From the listing below, extract every line in which the word "React" appears.

"""

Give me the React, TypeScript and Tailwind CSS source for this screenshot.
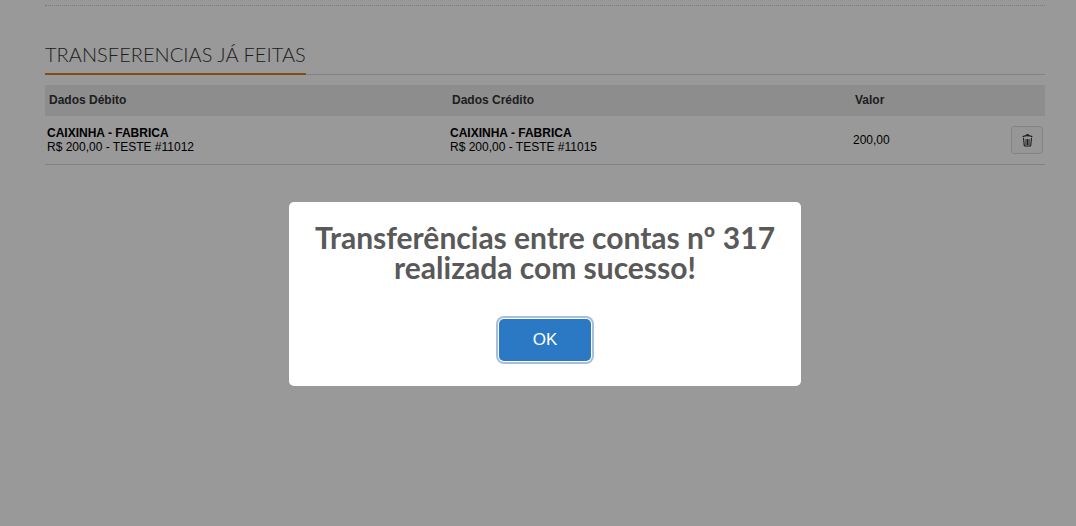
const arial = "font-['Liberation_Sans',Arial,sans-serif]";

function TrashIcon() {
  return (
    <svg width="11" height="13" viewBox="0 0 11 13" className="text-[#222222]" fill="none" stroke="currentColor">
      <path d="M4 1.5 L4.5 .5 H6.5 L7 1.5" strokeWidth=".8" />
      <path d="M.8 3 C2 1.2 9 1.2 10.2 3" strokeWidth="1.3" />
      <path d="M1.5 4 L2.3 12 H8.7 L9.5 4" strokeWidth="1" />
      <path d="M4 5 V11 M5.5 5 V11 M7 5 V11" strokeWidth=".9" />
    </svg>
  );
}

function Transferencias() {
  return (
    <div className={`min-h-[526px] w-full bg-white px-[45px] text-black ${arial}`}>
      <div className="h-[6px] border-b border-dotted border-[#cccccc]" />

      <div className="mt-[36px] flex h-[33px] border-b border-[#d9d9d9]">
        <h2 className="h-[33px] border-b-2 border-[#d9801f] font-['Lato',sans-serif] text-[20px] leading-[24px] font-light tracking-[0.04px] text-[#333333]">
          TRANSFERENCIAS JÁ FEITAS
        </h2>
      </div>

      <div className="mt-[10px] grid h-[31px] grid-cols-[403px_403px_1fr] items-center bg-[#ebebeb] px-1 pb-0.5 text-[12px] font-bold text-[#333333]">
        <span>Dados Débito</span>
        <span>Dados Crédito</span>
        <span>Valor</span>
      </div>

      <div className="grid h-[49px] grid-cols-[403px_403px_1fr_auto] items-center border-b border-[#d9d9d9] pr-0.5 pl-0.5 text-[12px] leading-[14px]">
        <div>
          <div className="font-bold">CAIXINHA - FABRICA</div>
          <div>R$ 200,00 - TESTE #11012</div>
        </div>
        <div>
          <div className="font-bold">CAIXINHA - FABRICA</div>
          <div>R$ 200,00 - TESTE #11015</div>
        </div>
        <div>200,00</div>
        <button className="flex h-[28px] w-[32px] items-center justify-center rounded-[3px] border border-[#dddddd] bg-[#fafafa]">
          <TrashIcon />
        </button>
      </div>
    </div>
  );
}

export default function App() {
  return (
    <div className="h-[526px] w-full overflow-hidden">
      <div className="relative h-[526px] w-[1090px]">
        <Transferencias />
        <div className="absolute inset-0 flex items-start justify-center bg-black/40 pt-[202px]">
          <div className="flex h-[184px] w-[512px] flex-col items-center rounded-[5px] bg-white pt-[20px]">
            <h2 className="text-center font-['Lato',sans-serif] text-[30px] leading-[30px] font-bold text-[#595959]">
              Transferências entre contas nº 317
              <br />
              realizada com sucesso!
            </h2>
            <button
              className={`mt-[37px] h-[42px] w-[92px] rounded-[5px] bg-[#2b78c5] text-[17px] text-white ring-2 ring-[#a9bfd8] ring-offset-1 ring-offset-white ${arial}`}
            >
              OK
            </button>
          </div>
        </div>
      </div>
    </div>
  );
}
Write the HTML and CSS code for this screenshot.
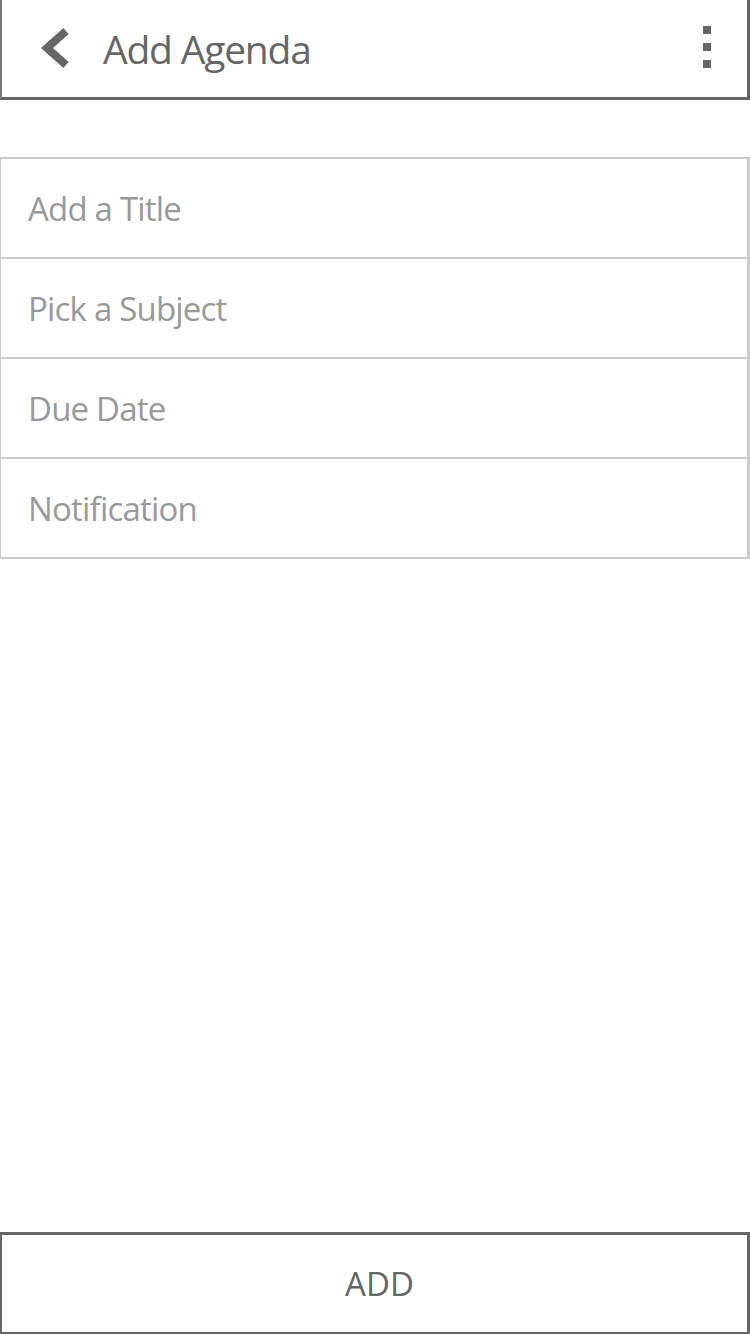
FILE: index.html
```html
<!DOCTYPE html>
<html>
<head>
<meta charset="utf-8">
<link rel="stylesheet" href="styles.css">
</head>
<body>
<div class="screen">
  <header class="topbar">
    <svg class="back" width="40" height="50" viewBox="0 0 40 50">
      <polyline points="30,8 11,25 30,42" fill="none" stroke="#666" stroke-width="8" stroke-linejoin="miter"/>
    </svg>
    <h1 class="title">Add Agenda</h1>
    <div class="more">
      <span class="dot"></span><span class="dot"></span><span class="dot"></span>
    </div>
  </header>
  <div class="fields">
    <div class="field">Add a Title</div>
    <div class="field">Pick a Subject</div>
    <div class="field">Due Date</div>
    <div class="field">Notification</div>
  </div>
  <div class="spacer"></div>
  <button class="add">ADD</button>
</div>
</body>
</html>
```
FILE: styles.css
```css
html, body {
  margin: 0;
  padding: 0;
  background: #fff;
}
.screen {
  width: 750px;
  height: 1334px;
  display: flex;
  flex-direction: column;
  font-family: "Open Sans", "Liberation Sans", sans-serif;
  box-sizing: border-box;
}
.topbar {
  height: 100px;
  box-sizing: border-box;
  border-left: 2px solid #777;
  border-right: 3px solid #666;
  border-bottom: 3px solid #666;
  display: flex;
  align-items: center;
  padding-left: 34px;
  padding-right: 36px;
}
.back {
  display: block;
  margin-top: -2px;
}
.title {
  margin: 0 0 0 27px;
  font-size: 39px;
  font-weight: 500;
  color: #666;
  flex: 1;
  letter-spacing: -1.2px;
}
.more {
  display: flex;
  flex-direction: column;
  gap: 9px;
  margin-top: -4px;
}
.dot {
  width: 8px;
  height: 8px;
  background: #666;
  display: block;
}
.fields {
  margin-top: 57px;
  border-left: 1px solid #ccc;
  border-right: 3px solid #ccc;
  border-bottom: 2px solid #ccc;
}
.field {
  height: 98px;
  border-top: 2px solid #ccc;
  display: flex;
  align-items: center;
  padding-left: 27px;
  font-size: 33px;
  color: #999;
  letter-spacing: -0.8px;
}
.spacer {
  flex: 1;
}
.add {
  height: 102px;
  box-sizing: border-box;
  border-top: 3px solid #666;
  border-bottom: 2px solid #666;
  border-left: 2px solid #666;
  border-right: 3px solid #666;
  background: #fff;
  font-family: "Open Sans", "Liberation Sans", sans-serif;
  font-size: 33px;
  color: #666;
  padding: 0 0 0 10px;
  margin: 0;
}
```
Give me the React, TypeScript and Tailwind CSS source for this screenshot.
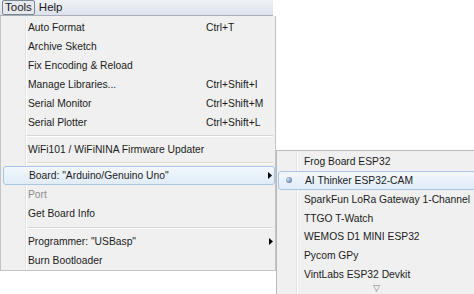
import React from 'react';

type Item =
  | { kind: 'sep'; h: string }
  | { kind: 'item'; label: string; shortcut?: string; sub?: boolean; active?: boolean; disabled?: boolean };

const toolsItems: Item[] = [
  { kind: 'item', label: 'Auto Format', shortcut: 'Ctrl+T' },
  { kind: 'item', label: 'Archive Sketch' },
  { kind: 'item', label: 'Fix Encoding & Reload' },
  { kind: 'item', label: 'Manage Libraries...', shortcut: 'Ctrl+Shift+I' },
  { kind: 'item', label: 'Serial Monitor', shortcut: 'Ctrl+Shift+M' },
  { kind: 'item', label: 'Serial Plotter', shortcut: 'Ctrl+Shift+L' },
  { kind: 'sep', h: 'h-[8px]' },
  { kind: 'item', label: 'WiFi101 / WiFiNINA Firmware Updater' },
  { kind: 'sep', h: 'h-[7px]' },
  { kind: 'item', label: 'Board: "Arduino/Genuino Uno"', sub: true, active: true },
  { kind: 'item', label: 'Port', disabled: true },
  { kind: 'item', label: 'Get Board Info' },
  { kind: 'sep', h: 'h-[9px]' },
  { kind: 'item', label: 'Programmer: "USBasp"', sub: true },
  { kind: 'item', label: 'Burn Bootloader' },
];

const boards = [
  'Frog Board ESP32',
  'AI Thinker ESP32-CAM',
  'SparkFun LoRa Gateway 1-Channel',
  'TTGO T-Watch',
  'WEMOS D1 MINI ESP32',
  'Pycom GPy',
  'VintLabs ESP32 Devkit',
];

const SubArrow = () => (
  <svg width="4" height="7" viewBox="0 0 4 7" className="shrink-0">
    <path d="M0 0 L4 3.5 L0 7 Z" fill="#000" />
  </svg>
);

const App: React.FC = () => {
  return (
    <div className="relative w-[474px] h-[294px] bg-white overflow-hidden text-[10.3px] text-[#1b1b1b] font-['Liberation_Sans',Arial,sans-serif]">
      {/* menu bar */}
      <div className="w-[273px] h-[16px] flex items-stretch bg-gradient-to-b from-[#eef1f6] to-[#dce2ec] border-b border-[#a9afb8] text-[11.5px]">
        <div className="ml-[2px] px-[2px] flex items-center border border-[#7d8590] rounded-[2px] bg-[#e4e8ef]">Tools</div>
        <div className="px-[4px] flex items-center">Help</div>
      </div>

      {/* Tools dropdown */}
      <div className="w-[276px] bg-[#f0f0f0] border-l border-r border-b border-[#c4c4c4] pt-[2px] flex">
        <div className="w-[25px] shrink-0 border-r border-[#e2e3e3]" />
        <div className="flex-1 flex flex-col border-l border-white">
          {toolsItems.map((it, i) =>
            it.kind === 'sep' ? (
              <div key={i} className={`${it.h} flex flex-col justify-center pr-[2px]`}>
                <div className="h-[1px] bg-[#d7d7d7]" />
                <div className="h-[1px] bg-white" />
              </div>
            ) : (
              <div
                key={i}
                className={`h-[19px] flex items-center pr-[2px] ${
                  it.active
                    ? '-ml-[24px] pl-[25px] border border-[#a8c7e6] rounded-[3px] bg-gradient-to-b from-[#f2f7fc] to-[#e1ecf8]'
                    : 'pl-[1px]'
                } ${it.disabled ? 'text-[#8e8e8e]' : ''}`}
              >
                <span className="w-[178px] shrink-0 whitespace-nowrap">{it.label}</span>
                <span className="flex-1 whitespace-nowrap">{it.shortcut}</span>
                {it.sub && <SubArrow />}
              </div>
            )
          )}
        </div>
      </div>

      {/* Board submenu */}
      <div className="absolute left-[276px] top-[150px] w-[200px] h-[146px] bg-[#f0f0f0] border-l border-t border-[#b9b9b9] pt-[1px] flex">
        <div className="w-[20px] shrink-0 border-r border-[#e2e3e3]" />
        <div className="flex-1 flex flex-col border-l border-white">
          {boards.map((b, i) => (
            <div
              key={b}
              className={`h-[19.5px] flex items-center ${
                i === 1
                  ? '-ml-[20px] pl-[7px] border border-[#a8c7e6] rounded-[3px] bg-gradient-to-b from-[#f2f7fc] to-[#e1ecf8]'
                  : 'pl-[6px]'
              }`}
            >
              {i === 1 && (
                <span className="w-[6px] h-[6px] mr-[13px] shrink-0 rounded-full bg-[radial-gradient(circle_at_35%_35%,#cfe0f4,#3d5f8a)]" />
              )}
              <span className="whitespace-nowrap">{b}</span>
            </div>
          ))}
          <div className="h-[12px] flex justify-center pr-[22px] text-[9px] leading-none text-[#777]">▽</div>
        </div>
      </div>
    </div>
  );
};

export default App;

"""

## [RESULT]
Give me the React, TypeScript and Tailwind CSS source for this screenshot.
Give me the React, TypeScript and Tailwind CSS source for this screenshot.
import React from 'react';
const App: React.FC = () => {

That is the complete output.